Exercise instructions =>
Below are some records. Say how many of their lines include the string "that", giving only the number.

### Dataset rows

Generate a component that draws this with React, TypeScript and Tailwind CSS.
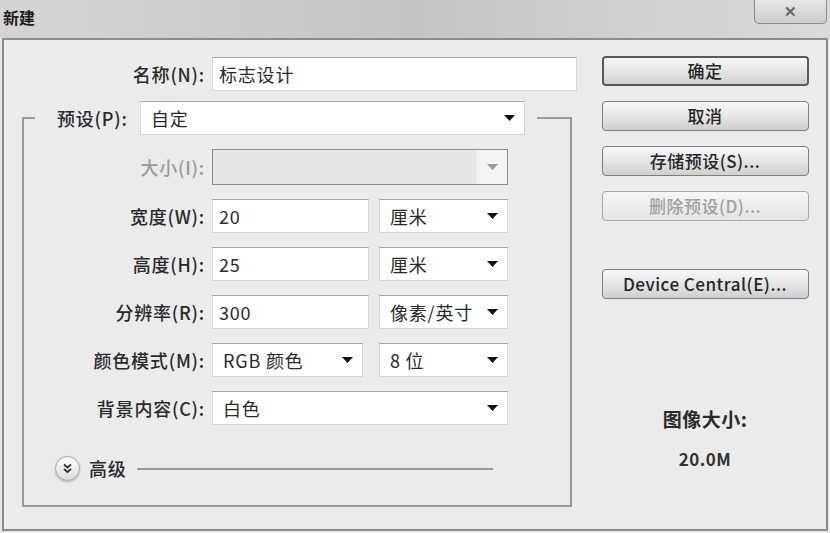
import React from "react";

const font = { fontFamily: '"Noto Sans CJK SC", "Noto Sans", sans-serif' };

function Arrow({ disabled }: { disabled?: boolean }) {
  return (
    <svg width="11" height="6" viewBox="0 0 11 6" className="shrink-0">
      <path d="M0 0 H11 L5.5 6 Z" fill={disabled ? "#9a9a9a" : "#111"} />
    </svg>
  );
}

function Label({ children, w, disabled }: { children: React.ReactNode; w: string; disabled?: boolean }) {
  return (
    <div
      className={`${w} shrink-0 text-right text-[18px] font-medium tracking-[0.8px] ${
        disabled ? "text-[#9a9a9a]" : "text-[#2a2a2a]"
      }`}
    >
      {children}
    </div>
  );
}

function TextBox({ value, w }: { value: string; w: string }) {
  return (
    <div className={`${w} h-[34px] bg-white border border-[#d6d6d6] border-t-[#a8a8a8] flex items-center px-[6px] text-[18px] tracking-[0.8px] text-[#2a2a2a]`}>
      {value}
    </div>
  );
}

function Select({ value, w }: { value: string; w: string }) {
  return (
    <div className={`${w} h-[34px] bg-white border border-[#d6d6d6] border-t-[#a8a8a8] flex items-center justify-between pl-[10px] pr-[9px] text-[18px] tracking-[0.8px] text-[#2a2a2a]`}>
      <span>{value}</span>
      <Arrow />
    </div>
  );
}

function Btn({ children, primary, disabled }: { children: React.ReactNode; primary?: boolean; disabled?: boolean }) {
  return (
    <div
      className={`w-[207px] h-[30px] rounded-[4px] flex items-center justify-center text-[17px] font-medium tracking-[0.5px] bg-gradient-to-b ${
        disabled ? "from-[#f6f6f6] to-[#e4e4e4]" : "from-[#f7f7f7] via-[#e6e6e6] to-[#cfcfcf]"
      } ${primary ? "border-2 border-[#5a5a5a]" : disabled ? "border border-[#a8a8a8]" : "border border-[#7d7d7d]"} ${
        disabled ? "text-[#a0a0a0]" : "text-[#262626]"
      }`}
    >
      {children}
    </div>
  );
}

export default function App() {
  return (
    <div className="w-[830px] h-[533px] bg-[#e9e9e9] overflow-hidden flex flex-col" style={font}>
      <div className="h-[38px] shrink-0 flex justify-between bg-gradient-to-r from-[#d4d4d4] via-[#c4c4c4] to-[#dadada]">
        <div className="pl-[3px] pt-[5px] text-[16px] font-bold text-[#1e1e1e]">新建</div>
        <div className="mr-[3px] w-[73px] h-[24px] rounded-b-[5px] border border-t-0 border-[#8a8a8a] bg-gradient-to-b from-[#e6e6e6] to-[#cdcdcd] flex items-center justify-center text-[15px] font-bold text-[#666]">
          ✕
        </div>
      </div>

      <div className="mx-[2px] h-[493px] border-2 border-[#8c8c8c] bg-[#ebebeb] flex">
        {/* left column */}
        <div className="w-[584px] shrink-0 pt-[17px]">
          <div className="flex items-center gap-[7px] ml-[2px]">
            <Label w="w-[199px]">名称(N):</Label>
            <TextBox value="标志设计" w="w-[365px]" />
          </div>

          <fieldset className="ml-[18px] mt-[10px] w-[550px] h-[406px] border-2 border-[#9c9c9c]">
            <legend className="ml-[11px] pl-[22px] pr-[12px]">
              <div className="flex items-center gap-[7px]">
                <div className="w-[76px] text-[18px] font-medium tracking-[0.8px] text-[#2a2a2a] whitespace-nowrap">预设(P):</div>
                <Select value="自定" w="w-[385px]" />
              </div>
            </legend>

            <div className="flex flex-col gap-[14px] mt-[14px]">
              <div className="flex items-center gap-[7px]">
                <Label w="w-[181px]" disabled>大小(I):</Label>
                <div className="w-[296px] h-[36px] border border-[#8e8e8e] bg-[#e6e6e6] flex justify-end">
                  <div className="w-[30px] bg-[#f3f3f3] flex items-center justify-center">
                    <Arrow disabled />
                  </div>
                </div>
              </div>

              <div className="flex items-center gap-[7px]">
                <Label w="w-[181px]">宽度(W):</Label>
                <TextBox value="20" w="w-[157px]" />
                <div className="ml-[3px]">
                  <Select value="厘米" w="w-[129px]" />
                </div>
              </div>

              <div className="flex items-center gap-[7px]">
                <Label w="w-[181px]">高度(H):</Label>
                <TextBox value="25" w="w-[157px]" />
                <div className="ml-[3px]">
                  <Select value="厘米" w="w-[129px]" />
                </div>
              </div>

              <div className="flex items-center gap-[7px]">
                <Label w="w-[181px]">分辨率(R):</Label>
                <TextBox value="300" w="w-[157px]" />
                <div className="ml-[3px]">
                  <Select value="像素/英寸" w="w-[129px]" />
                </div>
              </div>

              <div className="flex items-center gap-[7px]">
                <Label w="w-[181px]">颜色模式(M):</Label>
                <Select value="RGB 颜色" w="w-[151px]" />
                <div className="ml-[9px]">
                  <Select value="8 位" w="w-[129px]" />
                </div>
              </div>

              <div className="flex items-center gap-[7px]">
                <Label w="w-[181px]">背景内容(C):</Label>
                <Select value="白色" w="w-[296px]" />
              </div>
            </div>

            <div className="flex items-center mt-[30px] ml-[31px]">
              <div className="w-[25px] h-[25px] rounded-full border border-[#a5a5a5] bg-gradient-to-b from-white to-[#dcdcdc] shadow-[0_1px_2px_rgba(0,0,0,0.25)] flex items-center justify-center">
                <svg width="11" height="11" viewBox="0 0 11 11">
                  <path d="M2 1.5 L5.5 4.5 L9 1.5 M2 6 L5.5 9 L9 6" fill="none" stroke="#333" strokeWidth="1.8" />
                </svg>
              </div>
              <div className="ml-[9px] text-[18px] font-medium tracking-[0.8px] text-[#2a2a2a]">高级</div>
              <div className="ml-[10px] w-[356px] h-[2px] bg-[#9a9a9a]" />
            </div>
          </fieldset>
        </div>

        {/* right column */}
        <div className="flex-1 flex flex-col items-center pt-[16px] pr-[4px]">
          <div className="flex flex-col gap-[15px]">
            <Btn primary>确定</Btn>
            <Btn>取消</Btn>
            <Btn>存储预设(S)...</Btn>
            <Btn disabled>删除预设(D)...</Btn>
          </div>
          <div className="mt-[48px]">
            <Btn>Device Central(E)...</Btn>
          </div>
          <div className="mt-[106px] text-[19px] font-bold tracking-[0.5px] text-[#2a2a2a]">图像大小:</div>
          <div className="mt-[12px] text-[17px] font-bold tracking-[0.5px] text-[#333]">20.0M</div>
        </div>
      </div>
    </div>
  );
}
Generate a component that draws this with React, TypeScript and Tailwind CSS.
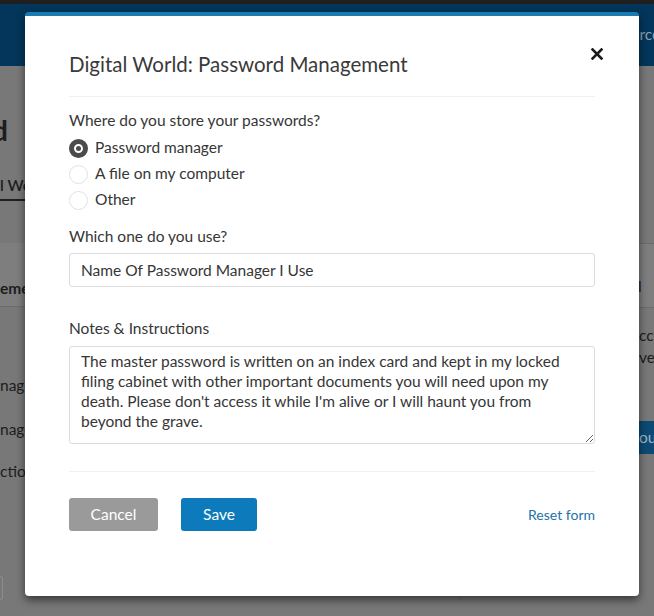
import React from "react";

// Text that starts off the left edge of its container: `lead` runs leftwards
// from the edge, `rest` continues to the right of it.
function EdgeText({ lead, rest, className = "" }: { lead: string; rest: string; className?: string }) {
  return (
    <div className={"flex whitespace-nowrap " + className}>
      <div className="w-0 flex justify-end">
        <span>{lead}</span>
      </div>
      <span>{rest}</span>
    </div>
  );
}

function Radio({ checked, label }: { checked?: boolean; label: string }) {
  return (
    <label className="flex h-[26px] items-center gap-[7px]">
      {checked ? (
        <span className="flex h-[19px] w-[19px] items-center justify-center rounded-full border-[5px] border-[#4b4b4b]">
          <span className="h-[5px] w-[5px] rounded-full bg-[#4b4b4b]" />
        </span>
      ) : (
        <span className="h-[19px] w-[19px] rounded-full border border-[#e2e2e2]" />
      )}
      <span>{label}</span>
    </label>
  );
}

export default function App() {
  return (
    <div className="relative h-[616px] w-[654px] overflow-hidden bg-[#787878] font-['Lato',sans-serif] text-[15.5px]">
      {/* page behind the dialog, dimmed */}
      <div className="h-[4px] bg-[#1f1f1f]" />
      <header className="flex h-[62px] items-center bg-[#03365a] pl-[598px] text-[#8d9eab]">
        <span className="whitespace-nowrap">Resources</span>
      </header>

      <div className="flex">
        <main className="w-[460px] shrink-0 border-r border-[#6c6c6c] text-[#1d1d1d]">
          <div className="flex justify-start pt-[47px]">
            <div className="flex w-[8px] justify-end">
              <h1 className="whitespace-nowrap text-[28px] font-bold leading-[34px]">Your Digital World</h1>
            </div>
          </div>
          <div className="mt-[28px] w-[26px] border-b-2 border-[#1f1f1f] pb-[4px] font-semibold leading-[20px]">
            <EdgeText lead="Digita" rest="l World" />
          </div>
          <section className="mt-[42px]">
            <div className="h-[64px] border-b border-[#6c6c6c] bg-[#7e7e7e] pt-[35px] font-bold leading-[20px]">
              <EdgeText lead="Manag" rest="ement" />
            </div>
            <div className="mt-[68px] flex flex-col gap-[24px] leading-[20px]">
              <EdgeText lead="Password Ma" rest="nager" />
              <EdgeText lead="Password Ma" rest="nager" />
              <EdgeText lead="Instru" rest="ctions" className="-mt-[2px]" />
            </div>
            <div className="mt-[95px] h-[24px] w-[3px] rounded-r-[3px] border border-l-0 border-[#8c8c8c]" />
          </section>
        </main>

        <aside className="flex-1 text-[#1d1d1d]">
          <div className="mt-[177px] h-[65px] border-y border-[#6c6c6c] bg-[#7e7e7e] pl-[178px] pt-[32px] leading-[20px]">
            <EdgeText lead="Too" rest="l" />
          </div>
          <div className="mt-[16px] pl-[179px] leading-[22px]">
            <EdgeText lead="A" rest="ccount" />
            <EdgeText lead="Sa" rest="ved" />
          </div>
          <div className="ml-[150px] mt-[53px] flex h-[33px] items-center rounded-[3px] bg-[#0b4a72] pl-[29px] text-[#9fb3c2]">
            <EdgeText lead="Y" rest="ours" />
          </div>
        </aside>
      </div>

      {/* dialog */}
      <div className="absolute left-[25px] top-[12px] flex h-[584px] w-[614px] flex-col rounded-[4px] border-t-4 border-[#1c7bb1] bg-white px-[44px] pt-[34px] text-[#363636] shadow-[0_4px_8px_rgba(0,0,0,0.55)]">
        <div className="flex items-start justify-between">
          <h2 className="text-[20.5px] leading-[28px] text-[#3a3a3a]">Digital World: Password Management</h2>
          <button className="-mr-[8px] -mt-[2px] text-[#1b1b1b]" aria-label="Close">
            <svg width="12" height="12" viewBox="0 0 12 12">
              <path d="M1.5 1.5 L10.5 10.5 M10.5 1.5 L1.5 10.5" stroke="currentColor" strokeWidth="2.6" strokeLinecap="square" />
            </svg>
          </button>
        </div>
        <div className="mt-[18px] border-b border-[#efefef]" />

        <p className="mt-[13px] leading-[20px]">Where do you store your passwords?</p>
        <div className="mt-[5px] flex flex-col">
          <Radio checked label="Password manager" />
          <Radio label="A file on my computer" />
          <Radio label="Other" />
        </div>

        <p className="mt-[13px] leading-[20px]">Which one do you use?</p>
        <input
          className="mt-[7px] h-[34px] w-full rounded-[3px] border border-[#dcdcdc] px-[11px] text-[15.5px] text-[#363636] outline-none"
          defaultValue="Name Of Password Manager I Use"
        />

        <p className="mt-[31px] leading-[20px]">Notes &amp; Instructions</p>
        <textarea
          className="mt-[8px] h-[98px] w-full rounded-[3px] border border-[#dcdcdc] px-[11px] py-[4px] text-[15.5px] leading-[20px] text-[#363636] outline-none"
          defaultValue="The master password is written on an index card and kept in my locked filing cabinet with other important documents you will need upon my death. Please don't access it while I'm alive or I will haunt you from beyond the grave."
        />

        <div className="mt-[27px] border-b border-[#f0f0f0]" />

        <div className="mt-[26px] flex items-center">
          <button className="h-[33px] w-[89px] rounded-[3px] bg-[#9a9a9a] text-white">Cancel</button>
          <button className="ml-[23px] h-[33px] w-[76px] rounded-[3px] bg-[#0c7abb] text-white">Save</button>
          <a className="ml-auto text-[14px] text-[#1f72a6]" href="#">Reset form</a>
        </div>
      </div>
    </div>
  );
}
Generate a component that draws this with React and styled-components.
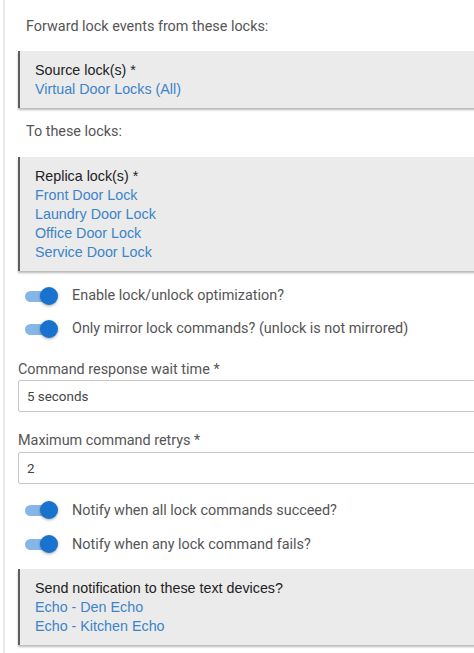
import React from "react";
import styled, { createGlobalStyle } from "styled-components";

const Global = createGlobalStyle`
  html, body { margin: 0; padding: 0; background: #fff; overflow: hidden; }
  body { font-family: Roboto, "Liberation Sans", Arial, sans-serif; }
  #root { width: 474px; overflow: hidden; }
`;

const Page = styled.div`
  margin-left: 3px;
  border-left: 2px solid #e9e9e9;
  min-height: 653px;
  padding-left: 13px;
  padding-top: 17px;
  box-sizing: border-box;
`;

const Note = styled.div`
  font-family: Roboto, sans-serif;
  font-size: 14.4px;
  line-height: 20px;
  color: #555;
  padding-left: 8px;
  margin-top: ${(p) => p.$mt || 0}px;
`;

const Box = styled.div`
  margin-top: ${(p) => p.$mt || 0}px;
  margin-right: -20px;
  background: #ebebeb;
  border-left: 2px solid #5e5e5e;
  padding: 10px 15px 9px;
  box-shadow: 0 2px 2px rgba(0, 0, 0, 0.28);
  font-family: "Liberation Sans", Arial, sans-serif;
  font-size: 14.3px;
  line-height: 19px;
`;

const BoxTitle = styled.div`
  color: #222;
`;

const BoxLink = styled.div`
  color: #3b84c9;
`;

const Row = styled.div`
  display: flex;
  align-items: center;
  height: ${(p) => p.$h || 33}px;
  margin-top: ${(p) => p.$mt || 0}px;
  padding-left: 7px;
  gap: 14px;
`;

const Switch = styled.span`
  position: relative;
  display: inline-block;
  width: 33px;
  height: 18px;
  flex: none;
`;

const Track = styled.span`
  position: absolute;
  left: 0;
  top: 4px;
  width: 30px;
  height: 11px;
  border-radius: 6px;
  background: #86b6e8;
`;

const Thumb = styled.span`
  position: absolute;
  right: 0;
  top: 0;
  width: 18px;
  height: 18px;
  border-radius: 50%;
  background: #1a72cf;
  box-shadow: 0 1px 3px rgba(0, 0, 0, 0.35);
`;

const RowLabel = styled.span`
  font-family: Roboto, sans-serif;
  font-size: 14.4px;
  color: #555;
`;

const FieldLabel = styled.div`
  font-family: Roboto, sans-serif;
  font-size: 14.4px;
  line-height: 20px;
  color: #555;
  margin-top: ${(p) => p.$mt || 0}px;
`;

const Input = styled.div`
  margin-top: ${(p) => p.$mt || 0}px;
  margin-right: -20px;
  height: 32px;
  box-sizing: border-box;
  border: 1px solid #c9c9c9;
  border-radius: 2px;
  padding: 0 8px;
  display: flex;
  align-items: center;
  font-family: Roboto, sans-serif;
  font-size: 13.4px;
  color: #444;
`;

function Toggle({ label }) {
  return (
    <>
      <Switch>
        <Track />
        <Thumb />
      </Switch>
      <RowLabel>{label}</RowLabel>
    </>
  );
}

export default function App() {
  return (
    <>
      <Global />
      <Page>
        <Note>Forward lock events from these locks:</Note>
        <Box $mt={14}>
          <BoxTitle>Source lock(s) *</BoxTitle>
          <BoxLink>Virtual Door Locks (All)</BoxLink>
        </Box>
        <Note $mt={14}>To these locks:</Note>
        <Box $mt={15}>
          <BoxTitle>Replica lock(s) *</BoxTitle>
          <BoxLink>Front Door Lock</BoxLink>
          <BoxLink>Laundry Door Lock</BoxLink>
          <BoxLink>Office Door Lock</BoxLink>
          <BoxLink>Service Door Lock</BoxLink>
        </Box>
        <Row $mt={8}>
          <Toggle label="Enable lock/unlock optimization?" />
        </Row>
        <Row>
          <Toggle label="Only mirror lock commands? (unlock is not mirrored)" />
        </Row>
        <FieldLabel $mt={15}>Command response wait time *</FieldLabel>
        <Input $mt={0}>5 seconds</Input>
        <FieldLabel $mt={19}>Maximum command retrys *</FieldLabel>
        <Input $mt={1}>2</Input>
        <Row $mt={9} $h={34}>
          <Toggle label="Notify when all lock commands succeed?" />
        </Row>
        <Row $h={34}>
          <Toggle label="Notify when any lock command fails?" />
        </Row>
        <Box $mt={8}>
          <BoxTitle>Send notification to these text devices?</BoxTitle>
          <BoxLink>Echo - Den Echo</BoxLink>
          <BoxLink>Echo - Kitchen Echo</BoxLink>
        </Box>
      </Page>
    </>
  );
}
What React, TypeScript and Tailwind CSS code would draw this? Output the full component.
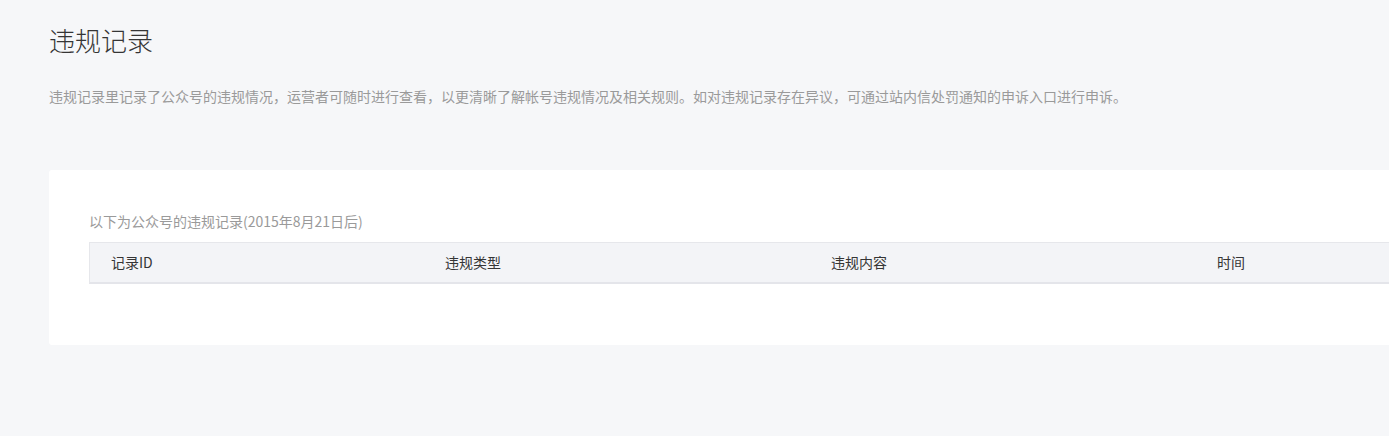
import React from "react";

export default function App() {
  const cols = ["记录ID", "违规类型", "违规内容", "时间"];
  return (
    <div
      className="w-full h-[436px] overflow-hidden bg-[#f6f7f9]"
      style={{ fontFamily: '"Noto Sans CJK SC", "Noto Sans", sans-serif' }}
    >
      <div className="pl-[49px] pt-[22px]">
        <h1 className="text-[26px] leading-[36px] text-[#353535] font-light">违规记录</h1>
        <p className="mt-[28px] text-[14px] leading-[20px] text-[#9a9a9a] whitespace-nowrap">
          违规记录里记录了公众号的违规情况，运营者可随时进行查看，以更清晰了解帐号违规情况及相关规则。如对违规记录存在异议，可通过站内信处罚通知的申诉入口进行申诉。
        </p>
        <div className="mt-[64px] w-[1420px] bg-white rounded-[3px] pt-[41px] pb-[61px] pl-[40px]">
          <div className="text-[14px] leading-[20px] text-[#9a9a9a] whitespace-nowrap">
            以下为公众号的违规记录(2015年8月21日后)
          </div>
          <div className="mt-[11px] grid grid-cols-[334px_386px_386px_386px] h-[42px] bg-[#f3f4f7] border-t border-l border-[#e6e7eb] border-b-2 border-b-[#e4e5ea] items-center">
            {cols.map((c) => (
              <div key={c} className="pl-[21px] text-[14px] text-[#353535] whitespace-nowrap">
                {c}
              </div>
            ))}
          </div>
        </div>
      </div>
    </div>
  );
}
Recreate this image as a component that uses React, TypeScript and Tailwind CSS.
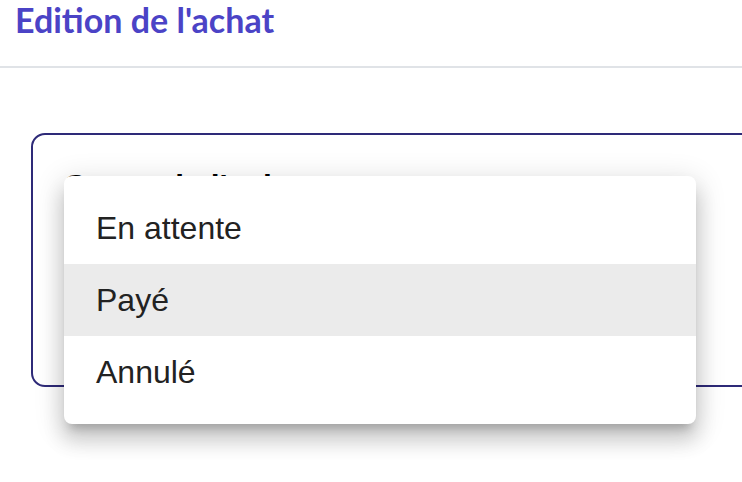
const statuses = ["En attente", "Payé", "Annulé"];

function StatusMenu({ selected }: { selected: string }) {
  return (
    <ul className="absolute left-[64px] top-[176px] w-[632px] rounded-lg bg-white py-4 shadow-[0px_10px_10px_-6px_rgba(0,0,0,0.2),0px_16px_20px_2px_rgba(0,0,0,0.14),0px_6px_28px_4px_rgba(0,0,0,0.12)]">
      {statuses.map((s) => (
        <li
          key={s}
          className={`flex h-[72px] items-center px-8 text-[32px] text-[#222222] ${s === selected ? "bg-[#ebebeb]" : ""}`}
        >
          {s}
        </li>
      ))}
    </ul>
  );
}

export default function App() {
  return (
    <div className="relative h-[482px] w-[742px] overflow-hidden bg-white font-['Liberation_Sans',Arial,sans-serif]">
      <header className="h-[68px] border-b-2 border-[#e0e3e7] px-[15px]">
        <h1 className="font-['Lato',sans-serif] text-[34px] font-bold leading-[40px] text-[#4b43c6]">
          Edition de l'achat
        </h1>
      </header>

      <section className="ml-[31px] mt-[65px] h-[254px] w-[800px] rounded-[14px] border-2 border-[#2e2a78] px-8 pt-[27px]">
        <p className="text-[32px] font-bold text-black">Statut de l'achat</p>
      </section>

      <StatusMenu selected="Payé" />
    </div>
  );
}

######

Result of the exercise =>
5